§ EXERCISE INSTRUCTIONS
From the listing below, pull each line that includes "with".
--- start WORKING DATA ---
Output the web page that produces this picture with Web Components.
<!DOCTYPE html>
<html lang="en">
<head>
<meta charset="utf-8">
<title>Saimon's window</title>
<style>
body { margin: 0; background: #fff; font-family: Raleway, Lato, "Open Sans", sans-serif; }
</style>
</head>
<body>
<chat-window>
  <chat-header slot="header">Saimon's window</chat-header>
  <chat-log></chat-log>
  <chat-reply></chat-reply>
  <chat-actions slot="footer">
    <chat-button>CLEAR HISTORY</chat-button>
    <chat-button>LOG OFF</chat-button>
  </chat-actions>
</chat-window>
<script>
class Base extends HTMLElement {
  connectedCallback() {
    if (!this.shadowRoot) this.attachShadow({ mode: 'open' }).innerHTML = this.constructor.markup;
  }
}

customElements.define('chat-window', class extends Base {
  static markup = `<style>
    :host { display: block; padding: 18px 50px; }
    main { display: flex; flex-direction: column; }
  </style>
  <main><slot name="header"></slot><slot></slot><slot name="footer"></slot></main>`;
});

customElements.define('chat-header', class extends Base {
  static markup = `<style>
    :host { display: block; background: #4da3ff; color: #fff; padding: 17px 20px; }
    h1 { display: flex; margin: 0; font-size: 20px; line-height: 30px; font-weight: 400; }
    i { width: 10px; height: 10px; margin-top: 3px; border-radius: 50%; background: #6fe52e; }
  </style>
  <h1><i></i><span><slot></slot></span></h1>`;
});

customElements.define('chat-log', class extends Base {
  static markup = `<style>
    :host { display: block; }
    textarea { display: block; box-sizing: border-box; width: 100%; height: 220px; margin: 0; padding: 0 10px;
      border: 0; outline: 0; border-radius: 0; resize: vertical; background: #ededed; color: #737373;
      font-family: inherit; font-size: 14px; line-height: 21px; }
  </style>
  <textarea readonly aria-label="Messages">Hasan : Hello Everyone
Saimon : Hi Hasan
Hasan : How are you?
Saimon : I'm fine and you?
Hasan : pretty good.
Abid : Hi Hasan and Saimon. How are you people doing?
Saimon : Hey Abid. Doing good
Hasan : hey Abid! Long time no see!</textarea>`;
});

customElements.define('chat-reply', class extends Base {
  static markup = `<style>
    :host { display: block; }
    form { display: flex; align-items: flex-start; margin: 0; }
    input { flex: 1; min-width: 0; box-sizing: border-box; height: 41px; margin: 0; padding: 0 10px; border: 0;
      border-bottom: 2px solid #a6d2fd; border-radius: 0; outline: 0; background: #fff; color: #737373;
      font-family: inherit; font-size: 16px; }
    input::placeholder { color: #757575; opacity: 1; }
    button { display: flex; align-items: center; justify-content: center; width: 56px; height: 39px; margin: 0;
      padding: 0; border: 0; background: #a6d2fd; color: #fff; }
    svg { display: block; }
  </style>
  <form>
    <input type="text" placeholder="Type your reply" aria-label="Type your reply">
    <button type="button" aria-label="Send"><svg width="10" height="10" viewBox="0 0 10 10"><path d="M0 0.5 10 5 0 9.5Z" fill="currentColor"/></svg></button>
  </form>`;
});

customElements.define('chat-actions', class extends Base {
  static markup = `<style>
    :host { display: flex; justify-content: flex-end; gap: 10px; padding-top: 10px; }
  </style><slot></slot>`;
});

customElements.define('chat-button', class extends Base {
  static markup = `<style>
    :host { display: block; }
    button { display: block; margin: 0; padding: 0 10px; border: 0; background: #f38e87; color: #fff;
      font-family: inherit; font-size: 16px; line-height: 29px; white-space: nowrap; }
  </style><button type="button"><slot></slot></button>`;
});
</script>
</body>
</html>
--- end WORKING DATA ---
--- start WORKING DATA ---
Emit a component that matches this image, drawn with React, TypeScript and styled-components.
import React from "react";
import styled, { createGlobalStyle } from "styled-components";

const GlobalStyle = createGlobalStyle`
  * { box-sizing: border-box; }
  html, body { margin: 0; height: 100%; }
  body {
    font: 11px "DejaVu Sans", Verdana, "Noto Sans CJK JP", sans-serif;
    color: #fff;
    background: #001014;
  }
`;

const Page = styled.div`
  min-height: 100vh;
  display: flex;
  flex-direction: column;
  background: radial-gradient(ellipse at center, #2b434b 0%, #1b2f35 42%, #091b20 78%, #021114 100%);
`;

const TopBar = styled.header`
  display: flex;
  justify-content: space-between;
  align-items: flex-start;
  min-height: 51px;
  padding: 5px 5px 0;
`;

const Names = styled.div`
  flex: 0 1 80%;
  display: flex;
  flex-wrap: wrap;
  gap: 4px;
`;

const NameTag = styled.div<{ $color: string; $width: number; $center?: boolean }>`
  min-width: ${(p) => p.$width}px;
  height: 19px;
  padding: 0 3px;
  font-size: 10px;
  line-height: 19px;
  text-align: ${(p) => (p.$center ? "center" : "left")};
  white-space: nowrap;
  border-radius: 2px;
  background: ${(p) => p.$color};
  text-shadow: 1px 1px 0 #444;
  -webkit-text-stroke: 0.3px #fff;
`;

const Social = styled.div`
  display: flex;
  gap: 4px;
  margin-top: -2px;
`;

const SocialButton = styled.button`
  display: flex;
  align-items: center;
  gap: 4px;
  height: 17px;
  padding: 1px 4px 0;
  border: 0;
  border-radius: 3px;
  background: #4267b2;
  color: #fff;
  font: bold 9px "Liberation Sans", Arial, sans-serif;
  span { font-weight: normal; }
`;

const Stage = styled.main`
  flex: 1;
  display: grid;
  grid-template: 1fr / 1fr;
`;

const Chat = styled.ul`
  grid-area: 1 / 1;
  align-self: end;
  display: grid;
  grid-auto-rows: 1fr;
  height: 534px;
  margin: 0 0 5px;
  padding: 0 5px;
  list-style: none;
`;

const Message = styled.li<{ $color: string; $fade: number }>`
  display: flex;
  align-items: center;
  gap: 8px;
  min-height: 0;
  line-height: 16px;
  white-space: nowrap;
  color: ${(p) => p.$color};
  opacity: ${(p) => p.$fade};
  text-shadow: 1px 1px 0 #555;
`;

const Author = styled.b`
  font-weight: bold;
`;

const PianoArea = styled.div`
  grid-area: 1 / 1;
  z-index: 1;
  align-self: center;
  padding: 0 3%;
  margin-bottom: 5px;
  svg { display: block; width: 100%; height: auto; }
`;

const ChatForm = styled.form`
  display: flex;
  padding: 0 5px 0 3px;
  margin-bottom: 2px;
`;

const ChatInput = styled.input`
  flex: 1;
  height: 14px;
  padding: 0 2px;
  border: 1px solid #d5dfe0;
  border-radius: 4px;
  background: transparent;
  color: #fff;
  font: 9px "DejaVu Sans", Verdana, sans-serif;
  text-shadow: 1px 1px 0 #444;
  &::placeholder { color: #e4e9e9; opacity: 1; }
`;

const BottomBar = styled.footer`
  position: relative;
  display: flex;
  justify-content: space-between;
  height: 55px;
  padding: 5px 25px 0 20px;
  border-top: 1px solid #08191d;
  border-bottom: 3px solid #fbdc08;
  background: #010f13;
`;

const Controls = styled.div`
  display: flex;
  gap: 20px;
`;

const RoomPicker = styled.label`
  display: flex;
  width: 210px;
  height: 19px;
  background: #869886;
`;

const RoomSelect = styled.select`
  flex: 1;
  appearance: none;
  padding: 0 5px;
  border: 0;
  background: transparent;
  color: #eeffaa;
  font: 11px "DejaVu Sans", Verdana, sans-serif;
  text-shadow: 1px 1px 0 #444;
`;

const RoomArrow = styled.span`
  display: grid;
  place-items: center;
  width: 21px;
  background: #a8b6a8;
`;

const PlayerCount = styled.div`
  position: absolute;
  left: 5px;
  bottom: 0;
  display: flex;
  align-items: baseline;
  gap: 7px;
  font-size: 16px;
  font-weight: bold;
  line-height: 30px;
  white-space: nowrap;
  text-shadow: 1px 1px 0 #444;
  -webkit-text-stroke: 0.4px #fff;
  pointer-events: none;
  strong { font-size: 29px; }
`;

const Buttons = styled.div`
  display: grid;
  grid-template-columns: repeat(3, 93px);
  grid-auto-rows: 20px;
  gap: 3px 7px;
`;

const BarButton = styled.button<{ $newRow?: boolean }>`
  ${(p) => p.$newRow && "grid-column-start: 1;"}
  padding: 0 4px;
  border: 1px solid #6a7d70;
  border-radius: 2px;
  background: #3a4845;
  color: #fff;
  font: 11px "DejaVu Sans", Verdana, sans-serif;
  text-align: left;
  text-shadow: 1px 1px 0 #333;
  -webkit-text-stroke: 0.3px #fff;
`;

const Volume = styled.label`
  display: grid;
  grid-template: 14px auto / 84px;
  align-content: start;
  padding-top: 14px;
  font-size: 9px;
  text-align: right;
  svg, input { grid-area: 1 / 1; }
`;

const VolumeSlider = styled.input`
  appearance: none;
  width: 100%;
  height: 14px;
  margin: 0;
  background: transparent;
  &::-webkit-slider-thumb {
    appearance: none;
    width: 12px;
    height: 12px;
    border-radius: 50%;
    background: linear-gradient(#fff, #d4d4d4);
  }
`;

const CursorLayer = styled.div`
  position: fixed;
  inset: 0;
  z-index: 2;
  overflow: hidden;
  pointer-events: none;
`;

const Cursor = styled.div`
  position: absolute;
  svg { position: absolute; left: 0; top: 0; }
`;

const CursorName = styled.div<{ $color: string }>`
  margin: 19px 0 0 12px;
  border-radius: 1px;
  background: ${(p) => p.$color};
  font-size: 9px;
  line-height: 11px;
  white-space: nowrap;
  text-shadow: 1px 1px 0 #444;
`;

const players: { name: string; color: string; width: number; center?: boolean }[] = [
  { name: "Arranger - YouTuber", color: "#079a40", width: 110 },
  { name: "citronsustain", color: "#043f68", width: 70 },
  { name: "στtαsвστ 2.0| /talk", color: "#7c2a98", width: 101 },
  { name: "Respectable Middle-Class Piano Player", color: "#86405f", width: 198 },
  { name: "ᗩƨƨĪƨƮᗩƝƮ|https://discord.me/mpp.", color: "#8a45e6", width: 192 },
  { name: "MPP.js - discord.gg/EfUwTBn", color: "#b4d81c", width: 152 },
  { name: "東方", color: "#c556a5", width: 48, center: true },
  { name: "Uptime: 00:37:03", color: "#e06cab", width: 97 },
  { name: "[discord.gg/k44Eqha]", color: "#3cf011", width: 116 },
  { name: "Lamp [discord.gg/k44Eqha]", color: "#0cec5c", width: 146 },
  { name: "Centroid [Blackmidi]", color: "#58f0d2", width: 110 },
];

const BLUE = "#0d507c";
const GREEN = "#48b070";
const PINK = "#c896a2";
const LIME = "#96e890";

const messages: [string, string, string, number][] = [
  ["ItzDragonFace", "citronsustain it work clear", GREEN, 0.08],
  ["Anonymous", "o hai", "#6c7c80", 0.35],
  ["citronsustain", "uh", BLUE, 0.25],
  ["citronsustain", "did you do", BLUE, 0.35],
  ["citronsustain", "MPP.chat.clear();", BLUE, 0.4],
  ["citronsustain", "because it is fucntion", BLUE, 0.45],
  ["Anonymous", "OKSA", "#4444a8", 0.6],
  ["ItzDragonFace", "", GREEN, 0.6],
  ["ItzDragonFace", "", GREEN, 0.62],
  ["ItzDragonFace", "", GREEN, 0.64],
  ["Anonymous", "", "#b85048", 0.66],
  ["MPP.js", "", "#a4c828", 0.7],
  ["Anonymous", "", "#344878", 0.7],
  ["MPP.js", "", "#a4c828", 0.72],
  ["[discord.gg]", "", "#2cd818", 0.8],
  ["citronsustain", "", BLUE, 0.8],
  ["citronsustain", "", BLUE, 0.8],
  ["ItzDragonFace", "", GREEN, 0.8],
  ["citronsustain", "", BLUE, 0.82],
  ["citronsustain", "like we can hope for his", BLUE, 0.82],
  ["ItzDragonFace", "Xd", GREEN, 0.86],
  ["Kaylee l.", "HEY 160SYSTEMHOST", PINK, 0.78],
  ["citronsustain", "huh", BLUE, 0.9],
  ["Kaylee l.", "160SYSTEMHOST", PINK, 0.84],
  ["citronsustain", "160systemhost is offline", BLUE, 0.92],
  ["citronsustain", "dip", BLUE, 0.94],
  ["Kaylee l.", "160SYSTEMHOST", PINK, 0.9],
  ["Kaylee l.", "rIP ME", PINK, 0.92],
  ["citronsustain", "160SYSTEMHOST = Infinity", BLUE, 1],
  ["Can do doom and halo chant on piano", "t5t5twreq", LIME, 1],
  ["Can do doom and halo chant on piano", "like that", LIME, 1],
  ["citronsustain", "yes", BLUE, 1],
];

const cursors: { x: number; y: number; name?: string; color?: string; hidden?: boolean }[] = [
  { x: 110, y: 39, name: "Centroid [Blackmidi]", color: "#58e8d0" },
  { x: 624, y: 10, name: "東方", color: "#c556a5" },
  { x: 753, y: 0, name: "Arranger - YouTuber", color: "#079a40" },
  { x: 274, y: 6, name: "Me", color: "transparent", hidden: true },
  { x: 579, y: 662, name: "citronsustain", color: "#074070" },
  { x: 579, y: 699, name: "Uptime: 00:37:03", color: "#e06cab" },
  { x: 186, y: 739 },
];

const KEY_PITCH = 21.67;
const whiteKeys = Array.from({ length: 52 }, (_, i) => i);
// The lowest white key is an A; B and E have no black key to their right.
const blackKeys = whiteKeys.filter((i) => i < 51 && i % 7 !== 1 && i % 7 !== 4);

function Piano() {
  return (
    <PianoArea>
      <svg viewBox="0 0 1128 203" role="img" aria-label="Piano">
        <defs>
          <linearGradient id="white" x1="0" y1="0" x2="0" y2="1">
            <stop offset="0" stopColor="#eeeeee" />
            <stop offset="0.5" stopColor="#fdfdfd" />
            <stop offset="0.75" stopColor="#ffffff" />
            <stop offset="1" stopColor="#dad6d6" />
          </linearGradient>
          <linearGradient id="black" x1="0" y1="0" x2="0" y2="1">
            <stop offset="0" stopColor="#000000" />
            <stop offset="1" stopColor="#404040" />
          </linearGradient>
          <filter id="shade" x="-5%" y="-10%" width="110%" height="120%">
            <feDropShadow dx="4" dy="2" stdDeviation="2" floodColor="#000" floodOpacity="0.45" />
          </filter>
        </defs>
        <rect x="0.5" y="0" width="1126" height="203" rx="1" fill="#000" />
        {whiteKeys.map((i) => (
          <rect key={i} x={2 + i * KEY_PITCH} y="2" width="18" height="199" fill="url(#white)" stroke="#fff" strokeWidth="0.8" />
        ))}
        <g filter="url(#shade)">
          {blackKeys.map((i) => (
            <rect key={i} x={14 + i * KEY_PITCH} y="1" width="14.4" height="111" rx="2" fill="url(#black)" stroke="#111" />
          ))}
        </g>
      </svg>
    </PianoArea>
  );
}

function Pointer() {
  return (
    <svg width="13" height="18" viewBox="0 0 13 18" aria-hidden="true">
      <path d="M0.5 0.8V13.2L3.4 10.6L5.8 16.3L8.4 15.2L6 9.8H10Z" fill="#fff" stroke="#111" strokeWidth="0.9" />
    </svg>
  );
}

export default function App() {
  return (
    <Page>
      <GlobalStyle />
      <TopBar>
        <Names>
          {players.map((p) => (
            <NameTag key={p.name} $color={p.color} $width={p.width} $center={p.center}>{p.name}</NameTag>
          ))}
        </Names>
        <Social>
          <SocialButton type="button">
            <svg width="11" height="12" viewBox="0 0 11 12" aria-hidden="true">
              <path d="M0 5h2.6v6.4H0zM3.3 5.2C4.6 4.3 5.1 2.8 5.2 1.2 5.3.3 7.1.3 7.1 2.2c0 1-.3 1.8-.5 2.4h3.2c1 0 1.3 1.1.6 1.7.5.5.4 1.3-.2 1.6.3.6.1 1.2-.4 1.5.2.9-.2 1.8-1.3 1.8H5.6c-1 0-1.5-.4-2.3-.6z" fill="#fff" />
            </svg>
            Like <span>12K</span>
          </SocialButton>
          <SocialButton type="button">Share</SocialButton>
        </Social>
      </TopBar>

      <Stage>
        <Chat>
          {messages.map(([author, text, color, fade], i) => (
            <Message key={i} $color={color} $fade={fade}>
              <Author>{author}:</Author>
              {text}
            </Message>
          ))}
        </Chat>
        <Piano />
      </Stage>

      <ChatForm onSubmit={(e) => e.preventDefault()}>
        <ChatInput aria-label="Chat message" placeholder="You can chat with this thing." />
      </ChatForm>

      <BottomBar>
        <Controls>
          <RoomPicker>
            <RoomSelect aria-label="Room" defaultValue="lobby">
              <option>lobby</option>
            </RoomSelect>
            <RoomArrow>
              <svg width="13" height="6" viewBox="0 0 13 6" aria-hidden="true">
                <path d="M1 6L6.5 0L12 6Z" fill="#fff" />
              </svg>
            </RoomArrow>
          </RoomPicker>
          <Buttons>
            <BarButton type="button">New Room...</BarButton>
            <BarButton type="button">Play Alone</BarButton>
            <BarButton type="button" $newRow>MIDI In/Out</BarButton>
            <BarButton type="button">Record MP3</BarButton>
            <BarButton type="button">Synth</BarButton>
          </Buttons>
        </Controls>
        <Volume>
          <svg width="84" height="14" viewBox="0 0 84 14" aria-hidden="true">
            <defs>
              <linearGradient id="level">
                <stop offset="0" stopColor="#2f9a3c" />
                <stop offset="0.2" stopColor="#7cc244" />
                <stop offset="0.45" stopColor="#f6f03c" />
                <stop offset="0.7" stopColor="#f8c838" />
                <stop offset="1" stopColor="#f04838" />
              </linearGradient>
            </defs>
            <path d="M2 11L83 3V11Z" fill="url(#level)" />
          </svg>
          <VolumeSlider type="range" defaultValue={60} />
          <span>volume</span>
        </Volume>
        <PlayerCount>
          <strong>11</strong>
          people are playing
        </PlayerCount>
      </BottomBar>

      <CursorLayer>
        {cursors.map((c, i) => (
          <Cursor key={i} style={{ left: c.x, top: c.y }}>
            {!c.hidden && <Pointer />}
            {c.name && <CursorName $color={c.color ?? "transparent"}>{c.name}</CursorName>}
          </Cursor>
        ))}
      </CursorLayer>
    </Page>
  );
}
--- end WORKING DATA ---
§ RESPONSE TO THE TASK
Output the web page that produces this picture with Web Components.
Emit a component that matches this image, drawn with React, TypeScript and styled-components.
        <ChatInput aria-label="Chat message" placeholder="You can chat with this thing." />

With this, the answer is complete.